* [Data block]
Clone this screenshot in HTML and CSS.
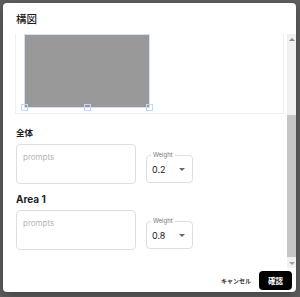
FILE: index.html
```html
<!DOCTYPE html>
<html lang="ja">
	<head>
		<meta charset="UTF-8">
		<title>構図</title>
		<link rel="stylesheet" href="styles.css">
	</head>
	<body>
		<div class="dialog">
			<div class="dialogTitle">構図</div>
			<div class="dialogBody">
				<div class="scrollView">
					<div class="canvasPanel">
						<div class="canvasRect">
							<span class="handle hLeft"></span>
							<span class="handle hMid"></span>
							<span class="handle hRight"></span>
						</div>
					</div>
					<div class="section">
						<div class="sectionLabel jp">全体</div>
						<div class="promptRow">
							<div class="promptBox">prompts</div>
							<div class="weightSelect">
								<span class="weightLabel">Weight</span>
								<span class="weightValue">0.2</span>
								<span class="caret"></span>
							</div>
						</div>
					</div>
					<div class="section">
						<div class="sectionLabel">Area 1</div>
						<div class="promptRow">
							<div class="promptBox">prompts</div>
							<div class="weightSelect">
								<span class="weightLabel">Weight</span>
								<span class="weightValue">0.8</span>
								<span class="caret"></span>
							</div>
						</div>
					</div>
				</div>
				<div class="scrollbar">
					<div class="sbButton"><span class="sbUp"></span></div>
					<div class="sbThumb"></div>
					<div class="sbButton sbBottom"><span class="sbDown"></span></div>
				</div>
			</div>
			<div class="dialogActions">
				<span class="cancelButton">キャンセル</span>
				<span class="okButton">確認</span>
			</div>
		</div>
	</body>
</html>
```

FILE: styles.css
```css
body {
	margin: 0;
	width: 300px;
	height: 297px;
	overflow: hidden;
	background-color: #5f5f5f;
	font-family: Inter, "Noto Sans CJK JP", sans-serif;
	color: #1f1f1f;
}
.dialog {
	margin: 3px 0 0 3px;
	width: 293px;
	height: 289px;
	background-color: #fff;
	border-radius: 4px;
	display: flex;
	flex-direction: column;
	overflow: hidden;
	box-shadow: 0 4px 12px rgba(0, 0, 0, 0.3);
}
.dialogTitle {
	height: 31px;
	padding-left: 13px;
	display: flex;
	align-items: center;
	font-size: 10.5px;
	font-weight: 500;
	font-family: "Noto Sans CJK JP", sans-serif;
}
.dialogBody {
	height: 234px;
	display: flex;
}
.scrollView {
	flex: 1;
	overflow: hidden;
	padding: 0 3px 0 12px;
}
.canvasPanel {
	border: 1px solid #efefef;
	border-top: none;
	padding: 0 0 5px 8px;
}
.canvasRect {
	position: relative;
	width: 124px;
	height: 72px;
	background-color: #999;
	border: 1px solid #d3def8;
}
.handle {
	position: absolute;
	bottom: -4px;
	width: 5px;
	height: 5px;
	border: 1px solid #c6d6f7;
}
.hLeft {
	left: -4px;
}
.hMid {
	left: 59px;
}
.hRight {
	right: -4px;
}
.section {
	padding-left: 1px;
}
.sectionLabel {
	margin-top: 11px;
	height: 14px;
	line-height: 14px;
	margin-bottom: 5px;
	font-size: 10px;
	font-weight: 700;
}
.sectionLabel.jp {
	font-size: 8.5px;
	font-family: "Noto Sans CJK JP", sans-serif;
}
.section + .section .sectionLabel {
	margin-top: 8px;
	margin-bottom: 4px;
}
.promptRow {
	display: flex;
	align-items: flex-end;
	gap: 10px;
}
.promptBox {
	box-sizing: border-box;
	width: 120px;
	height: 40px;
	border: 1px solid #dedede;
	border-radius: 4px;
	padding: 7px 0 0 6px;
	font-size: 8px;
	color: #b5b5b5;
}
.weightSelect {
	position: relative;
	box-sizing: border-box;
	width: 47px;
	height: 28px;
	margin-bottom: 1px;
	border: 1px solid #dedede;
	border-radius: 4px;
	display: flex;
	align-items: center;
	padding: 0 7px 0 5px;
}
.weightLabel {
	position: absolute;
	top: -5px;
	left: 4px;
	padding: 0 2px;
	background-color: #fff;
	font-size: 6px;
	line-height: 8px;
	color: #777;
}
.weightValue {
	flex: 1;
	font-size: 9px;
	color: #222;
}
.caret {
	width: 0;
	height: 0;
	border-left: 3px solid transparent;
	border-right: 3px solid transparent;
	border-top: 3px solid #666;
}
.scrollbar {
	width: 9px;
	background-color: #f1f1f1;
	display: flex;
	flex-direction: column;
}
.sbButton {
	height: 10px;
	display: flex;
	align-items: center;
	justify-content: center;
}
.sbBottom {
	margin-top: auto;
}
.sbUp {
	border-left: 3px solid transparent;
	border-right: 3px solid transparent;
	border-bottom: 3px solid #8a8a8a;
}
.sbDown {
	border-left: 3px solid transparent;
	border-right: 3px solid transparent;
	border-top: 3px solid #a0a0a0;
}
.sbThumb {
	margin-top: 71px;
	height: 142px;
	background-color: #c6c6c6;
}
.dialogActions {
	height: 24px;
	display: flex;
	justify-content: flex-end;
	align-items: center;
	gap: 8px;
	padding-right: 4px;
	font-family: "Noto Sans CJK JP", sans-serif;
}
.cancelButton {
	font-size: 6px;
	font-weight: 700;
	color: #333;
}
.okButton {
	height: 19px;
	line-height: 19px;
	padding: 0 9px;
	background-color: #000;
	color: #fff;
	border-radius: 4px;
	font-size: 7.5px;
	font-weight: 700;
}
```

* [What the task requires] Leave the images out and output the remaining material exactly as it stands.

* [Result]
Clone this screenshot in HTML and CSS.
FILE: index.html
```html
<!DOCTYPE html>
<html lang="ja">
	<head>
		<meta charset="UTF-8">
		<title>構図</title>
		<link rel="stylesheet" href="styles.css">
	</head>
	<body>
		<div class="dialog">
			<div class="dialogTitle">構図</div>
			<div class="dialogBody">
				<div class="scrollView">
					<div class="canvasPanel">
						<div class="canvasRect">
							<span class="handle hLeft"></span>
							<span class="handle hMid"></span>
							<span class="handle hRight"></span>
						</div>
					</div>
					<div class="section">
						<div class="sectionLabel jp">全体</div>
						<div class="promptRow">
							<div class="promptBox">prompts</div>
							<div class="weightSelect">
								<span class="weightLabel">Weight</span>
								<span class="weightValue">0.2</span>
								<span class="caret"></span>
							</div>
						</div>
					</div>
					<div class="section">
						<div class="sectionLabel">Area 1</div>
						<div class="promptRow">
							<div class="promptBox">prompts</div>
							<div class="weightSelect">
								<span class="weightLabel">Weight</span>
								<span class="weightValue">0.8</span>
								<span class="caret"></span>
							</div>
						</div>
					</div>
				</div>
				<div class="scrollbar">
					<div class="sbButton"><span class="sbUp"></span></div>
					<div class="sbThumb"></div>
					<div class="sbButton sbBottom"><span class="sbDown"></span></div>
				</div>
			</div>
			<div class="dialogActions">
				<span class="cancelButton">キャンセル</span>
				<span class="okButton">確認</span>
			</div>
		</div>
	</body>
</html>
```

FILE: styles.css
```css
body {
	margin: 0;
	width: 300px;
	height: 297px;
	overflow: hidden;
	background-color: #5f5f5f;
	font-family: Inter, "Noto Sans CJK JP", sans-serif;
	color: #1f1f1f;
}
.dialog {
	margin: 3px 0 0 3px;
	width: 293px;
	height: 289px;
	background-color: #fff;
	border-radius: 4px;
	display: flex;
	flex-direction: column;
	overflow: hidden;
	box-shadow: 0 4px 12px rgba(0, 0, 0, 0.3);
}
.dialogTitle {
	height: 31px;
	padding-left: 13px;
	display: flex;
	align-items: center;
	font-size: 10.5px;
	font-weight: 500;
	font-family: "Noto Sans CJK JP", sans-serif;
}
.dialogBody {
	height: 234px;
	display: flex;
}
.scrollView {
	flex: 1;
	overflow: hidden;
	padding: 0 3px 0 12px;
}
.canvasPanel {
	border: 1px solid #efefef;
	border-top: none;
	padding: 0 0 5px 8px;
}
.canvasRect {
	position: relative;
	width: 124px;
	height: 72px;
	background-color: #999;
	border: 1px solid #d3def8;
}
.handle {
	position: absolute;
	bottom: -4px;
	width: 5px;
	height: 5px;
	border: 1px solid #c6d6f7;
}
.hLeft {
	left: -4px;
}
.hMid {
	left: 59px;
}
.hRight {
	right: -4px;
}
.section {
	padding-left: 1px;
}
.sectionLabel {
	margin-top: 11px;
	height: 14px;
	line-height: 14px;
	margin-bottom: 5px;
	font-size: 10px;
	font-weight: 700;
}
.sectionLabel.jp {
	font-size: 8.5px;
	font-family: "Noto Sans CJK JP", sans-serif;
}
.section + .section .sectionLabel {
	margin-top: 8px;
	margin-bottom: 4px;
}
.promptRow {
	display: flex;
	align-items: flex-end;
	gap: 10px;
}
.promptBox {
	box-sizing: border-box;
	width: 120px;
	height: 40px;
	border: 1px solid #dedede;
	border-radius: 4px;
	padding: 7px 0 0 6px;
	font-size: 8px;
	color: #b5b5b5;
}
.weightSelect {
	position: relative;
	box-sizing: border-box;
	width: 47px;
	height: 28px;
	margin-bottom: 1px;
	border: 1px solid #dedede;
	border-radius: 4px;
	display: flex;
	align-items: center;
	padding: 0 7px 0 5px;
}
.weightLabel {
	position: absolute;
	top: -5px;
	left: 4px;
	padding: 0 2px;
	background-color: #fff;
	font-size: 6px;
	line-height: 8px;
	color: #777;
}
.weightValue {
	flex: 1;
	font-size: 9px;
	color: #222;
}
.caret {
	width: 0;
	height: 0;
	border-left: 3px solid transparent;
	border-right: 3px solid transparent;
	border-top: 3px solid #666;
}
.scrollbar {
	width: 9px;
	background-color: #f1f1f1;
	display: flex;
	flex-direction: column;
}
.sbButton {
	height: 10px;
	display: flex;
	align-items: center;
	justify-content: center;
}
.sbBottom {
	margin-top: auto;
}
.sbUp {
	border-left: 3px solid transparent;
	border-right: 3px solid transparent;
	border-bottom: 3px solid #8a8a8a;
}
.sbDown {
	border-left: 3px solid transparent;
	border-right: 3px solid transparent;
	border-top: 3px solid #a0a0a0;
}
.sbThumb {
	margin-top: 71px;
	height: 142px;
	background-color: #c6c6c6;
}
.dialogActions {
	height: 24px;
	display: flex;
	justify-content: flex-end;
	align-items: center;
	gap: 8px;
	padding-right: 4px;
	font-family: "Noto Sans CJK JP", sans-serif;
}
.cancelButton {
	font-size: 6px;
	font-weight: 700;
	color: #333;
}
.okButton {
	height: 19px;
	line-height: 19px;
	padding: 0 9px;
	background-color: #000;
	color: #fff;
	border-radius: 4px;
	font-size: 7.5px;
	font-weight: 700;
}
```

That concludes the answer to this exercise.